How to Price Before a Reprice | S6 E28

We saw a very strong performance in crude this week, with Brent futures already up to $84/bbl. The team discuss market dynamics, emphasizing the shift from deep contango to backwardation in crude structure. After a recent positional reset, the market appears more balanced, with summer demand looking healthy.

The team go on to discuss the history of repricing in the oil markets, with Greg noting that big market moves often come from unexpected events. For example: recession expectations in the past were priced in, which actually ended up preventing their occurrence. Similar dynamics apply to oil markets, with Q3 summer bullish expectations unfulfilled due to extreme positioning, highlighting that major moves only happen with significant shifts in market sentiment and the largest profits often come from low-volatility markets with high prices.

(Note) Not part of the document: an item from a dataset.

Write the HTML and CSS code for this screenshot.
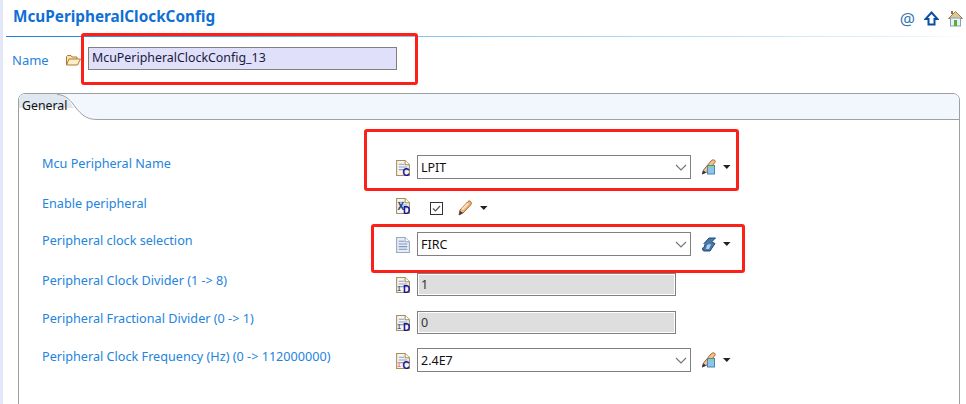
FILE: index.html
```html
<!DOCTYPE html>
<html lang="en">
<head>
<meta charset="utf-8">
<title>McuPeripheralClockConfig</title>
<link rel="stylesheet" href="styles.css">
</head>
<body>
<svg class="defs" width="0" height="0" aria-hidden="true">
  <defs>
    <symbol id="doc" viewBox="0 0 13 15">
      <path d="M.5.5h8l4 4v10H.5z" fill="#f6f5ee" stroke="#a8905c"/>
      <path d="M8.500.5v4h4" fill="#fff" stroke="#a8905c"/>
      <path d="M2.500 4h5M2.500 6.500h8M2.500 9h8" stroke="#8aa0c8"/>
    </symbol>
    <symbol id="doc-plain" viewBox="0 0 13 15">
      <path d="M.5.5h8l4 4v10H.5z" fill="#e8ecf4" stroke="#98a8c4"/>
      <path d="M8.500.5v4h4" fill="#fff" stroke="#98a8c4"/>
      <path d="M2.500 4h5M2.500 6.500h8M2.500 9h8M2.500 11.500h8" stroke="#7c94c0"/>
    </symbol>
    <symbol id="pencil" viewBox="0 0 14 16">
      <path d="M1 15l1-5L10 1.500c1-1 2.500-.5 3 .5s.5 2-.5 3L5 13z" fill="#f2b678" stroke="#a8622a"/>
      <path d="M1 15l1-4 3 2z" fill="#1c3c78"/>
      <path d="M4 9.500l6-6" stroke="#fbe2c4" stroke-width="2"/>
    </symbol>
    <symbol id="calc" viewBox="0 0 14 16">
      <path d="M0 15l1.500-4L9 2c1-1.200 2.500-1.500 3.500-.8s.8 2-.2 3L5 13z" fill="#f4c090" stroke="#a8622a"/>
      <path d="M0 15.500l1.500-4 2.500 2z" fill="#1c2c70"/>
      <rect x="5.500" y="6.500" width="7" height="8.500" fill="#8cc4ec" stroke="#4a86b8"/>
      <path d="M6 7h6v2H6z" fill="#90d090"/>
    </symbol>
    <symbol id="caret" viewBox="0 0 8 4">
      <path d="M0 0h7.500L3.800 4z" fill="#222"/>
    </symbol>
  </defs>
</svg>

<div class="app">
  <header class="top">
    <h1 class="title">McuPeripheralClockConfig</h1>
    <div class="tools">
      <span class="at">@</span>
      <svg class="tool" width="15" height="15" viewBox="0 0 15 15"><path d="M7.500 1.500L13.500 8H10.500v5.500h-6V8H1.500z" fill="#fff" stroke="#0a4ea0" stroke-width="2"/></svg>
      <svg class="tool" width="15" height="17" viewBox="0 0 15 17">
        <path d="M3 1h2v3H3z" fill="#a06a40"/>
        <path d="M7.500 1.500L14.500 8.500H.5z" fill="#e0c898" stroke="#a07a50"/>
        <rect x="2.500" y="8" width="10" height="8" fill="#e8f0f8" stroke="#8aa0b8"/>
        <rect x="6" y="10" width="3" height="6" fill="#58b030"/>
      </svg>
    </div>
  </header>

  <div class="name-row">
    <span class="name-label">Name</span>
    <svg class="folder" width="15" height="12" viewBox="0 0 15 12">
      <path d="M.5 11V2.500l1-1h3.500l1 1.500h5v2" fill="#f8e4b0" stroke="#b07a30"/>
      <path d="M.5 11l2.500-6h11.500l-3 6z" fill="#fbeec8" stroke="#b07a30"/>
    </svg>
    <div class="name-input">McuPeripheralClockConfig_13</div>
  </div>

  <section class="panel">
    <div class="strip">
      <svg class="tab-shape" width="80" height="26" viewBox="0 0 80 26">
        <path d="M0 26V7Q0 0 7 0H38C47 0 52 7 57 14C62 20 67 25 78 25H80V26z" fill="#fff"/>
        <path d="M0 14V7Q0 0 7 0H38C46 0 50 7 55 14z" fill="#dfe7f0"/>
        <path d="M38 .5C47 .5 52 7 57 14C62 20 67 25.500 78 25.500H80" fill="none" stroke="#a0a0a0"/>
      </svg>
      <span class="tab-label">General</span>
    </div>
    <div class="form">
      <span class="label">Mcu Peripheral Name</span>
      <svg class="ic" width="14" height="16"><use href="#doc"/><text x="6.500" y="15.500" class="ic-letter ic-c">C</text></svg>
      <div class="field-group">
        <div class="combo">LPIT<svg class="chev" width="12" height="7" viewBox="0 0 12 7"><path d="M1 1l5 5 5-5" fill="none" stroke="#777" stroke-width="1.200"/></svg></div>
        <svg class="act" width="14" height="16"><use href="#calc"/></svg>
        <svg class="caret" width="8" height="4"><use href="#caret"/></svg>
      </div>

      <span class="label label-up">Enable peripheral</span>
      <svg class="ic ic-up" width="14" height="16"><use href="#doc"/><text x="1.500" y="12" class="ic-letter ic-x">X</text><text x="7" y="15.500" class="ic-letter ic-c">D</text></svg>
      <div class="field-group check-group">
        <svg class="check" width="13" height="13" viewBox="0 0 13 13"><rect x=".5" y=".5" width="12" height="12" fill="#fff" stroke="#333"/><path d="M3 6.500l2.500 2.500 4.500-5" fill="none" stroke="#555" stroke-width="1.200"/></svg>
        <svg class="pen" width="14" height="16"><use href="#pencil"/></svg>
        <svg class="caret caret-small" width="8" height="4"><use href="#caret"/></svg>
      </div>

      <span class="label">Peripheral clock selection</span>
      <svg class="ic" width="14" height="16"><use href="#doc-plain"/></svg>
      <div class="field-group">
        <div class="combo">FIRC<svg class="chev" width="12" height="7" viewBox="0 0 12 7"><path d="M1 1l5 5 5-5" fill="none" stroke="#777" stroke-width="1.200"/></svg></div>
        <svg class="act" width="14" height="15" viewBox="0 0 14 15"><path d="M7 1h6.500L9.500 5 13 6.500 8 14H1.500L0 11.500l2-1 1-3-1-1z" fill="#4a78a8" stroke="#1c4a80"/><path d="M5 8c1.500-1 3-1 4-.5L7 12H4z" fill="#b8d0e8"/></svg>
        <svg class="caret" width="8" height="4"><use href="#caret"/></svg>
      </div>

      <span class="label">Peripheral Clock Divider (1 -&gt; 8)</span>
      <svg class="ic" width="14" height="16"><use href="#doc"/><text x="1" y="14" class="ic-letter ic-n">1</text><text x="7" y="15.500" class="ic-letter ic-c">D</text></svg>
      <div class="field-group"><div class="readonly">1</div></div>

      <span class="label">Peripheral Fractional Divider (0 -&gt; 1)</span>
      <svg class="ic" width="14" height="16"><use href="#doc"/><text x="1" y="14" class="ic-letter ic-n">1</text><text x="7" y="15.500" class="ic-letter ic-c">D</text></svg>
      <div class="field-group"><div class="readonly">0</div></div>

      <span class="label">Peripheral Clock Frequency (Hz) (0 -&gt; 112000000)</span>
      <svg class="ic" width="14" height="16"><use href="#doc"/><text x="1" y="14" class="ic-letter ic-p">1</text><text x="6.500" y="15.500" class="ic-letter ic-c">C</text></svg>
      <div class="field-group">
        <div class="combo">2.4E7<svg class="chev" width="12" height="7" viewBox="0 0 12 7"><path d="M1 1l5 5 5-5" fill="none" stroke="#777" stroke-width="1.200"/></svg></div>
        <svg class="act" width="14" height="16"><use href="#calc"/></svg>
        <svg class="caret" width="8" height="4"><use href="#caret"/></svg>
      </div>
    </div>
  </section>

  <div class="mark mark-name"></div>
  <div class="mark mark-lpit"></div>
  <div class="mark mark-firc"></div>
</div>
</body>
</html>
```
FILE: styles.css
```css
html, body {
  margin: 0;
  height: 404px;
  overflow: hidden;
}
body { background: #e2e8f8; }
.defs { position: absolute; }
.app {
  position: relative;
  height: 404px;
  overflow: hidden;
  margin-left: 3px;
  background: #fff;
  font-family: "Noto Sans", "Noto Sans CJK SC", sans-serif;
  font-size: 12px;
}

.top {
  display: flex;
  align-items: center;
  justify-content: space-between;
  height: 37px;
  margin-left: 3px;
  padding: 0 3px 4px 7px;
  box-sizing: border-box;
  border-bottom: 1px solid;
  border-image: linear-gradient(90deg, #1a80d8 0%, #8cc4f0 45%, #e8f4fc 95%, #fff 100%) 1;
}
.title {
  margin: 0;
  font-size: 15.300px;
  font-weight: 700;
  color: #0f6fd4;
}
.tools { display: flex; align-items: center; gap: 9px; margin-top: 4px; }
.at { color: #3a78b0; font-size: 17px; line-height: 17px; }

.name-row {
  display: flex;
  align-items: flex-start;
  height: 56px;
  padding-left: 9px;
  padding-top: 10px;
  box-sizing: border-box;
}
.name-label { color: #2484dc; width: 54px; font-size: 13px; line-height: 26px; }
.folder { margin-top: 7px; margin-right: 7px; }
.name-input {
  width: 309px;
  height: 23px;
  box-sizing: border-box;
  border: 1px solid #808080;
  background: #e0e0fa;
  color: #1a1a40;
  font-size: 12.400px;
  line-height: 20px;
  padding-left: 3px;
}

.panel {
  width: 942px;
  height: 340px;
  margin-left: 15px;
  box-sizing: border-box;
  border: 1px solid #a0a0a0;
  border-radius: 7px 7px 0 0;
}
.strip {
  position: relative;
  height: 25px;
  background: #f2f6fd;
  border-bottom: 1px solid #a0a0a0;
  border-radius: 6px 6px 0 0;
}
.tab-shape { position: absolute; left: 0; top: 0; }
.tab-label {
  position: relative;
  display: block;
  padding-left: 3px;
  line-height: 24px;
  color: #111;
  font-size: 12.300px;
}
.form {
  display: grid;
  grid-template-columns: 354px 21px 1fr;
  grid-template-rows: 41px 36px 40px 38px 38px 24px;
  padding: 35px 0 0 23px;
  align-items: start;
}
.label { color: #2484dc; line-height: 17px; font-size: 12.650px; }
.label-up { margin-top: -1px; }
.ic { margin-top: 5px; }
.ic-up { margin-top: 2px; }
.ic-letter { font-family: "Liberation Sans", sans-serif; font-weight: 700; font-size: 10px; }
.ic-c { fill: #10109c; }
.ic-x { fill: #224488; font-size: 10px; }
.ic-n { fill: #3a5a9a; font-size: 7px; }
.ic-p { fill: #e87878; font-size: 7px; }
.field-group { display: flex; align-items: center; height: 24px; }
.combo, .readonly {
  display: flex;
  align-items: center;
  box-sizing: border-box;
  border: 1px solid #808080;
  padding-left: 3px;
  color: #111;
  font-size: 12.500px;
}
.combo {
  width: 274px;
  height: 24px;
  justify-content: space-between;
  padding-right: 3px;
  background: #fff;
}
.readonly {
  width: 259px;
  height: 23px;
  background: #dedede;
  box-shadow: inset 0 0 0 1px #fff;
  color: #333;
}
.act { margin-left: 11px; }
.caret { margin-left: 7px; }
.caret-small { margin-left: 8px; }
.check { margin-left: 13px; }
.pen { margin-left: 15px; }

.mark {
  position: absolute;
  box-sizing: border-box;
  border: 3px solid #fd2018;
  border-radius: 3px;
}
.mark-name { left: 78px; top: 33px; width: 337px; height: 52px; }
.mark-lpit { left: 361px; top: 129px; width: 375px; height: 62px; }
.mark-firc { left: 368px; top: 224px; width: 374px; height: 49px; }
```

Looking to the refinery margin, the crude flat price has increased, while the cracks and spreads seem to be having a massive sell-off over the past two weeks after loads of stop outs in the European gasoline market. It has s created a snowball effect, sending the margins down as players have become quite hands-off in Europe and in the US, signified by the decreasing open interest. The unexpected sell-offs are moving the market in a unfamiliar way into summer driving season.

Macro specialist James Brodie says this week the market is reacting to lower CPI, PPI and very weak consumer sentiment reading. However the U.S. Federal Reserve surprised the market with a hawkish statement, but the bond market disagrees and is pricing in more aggressive rate cuts.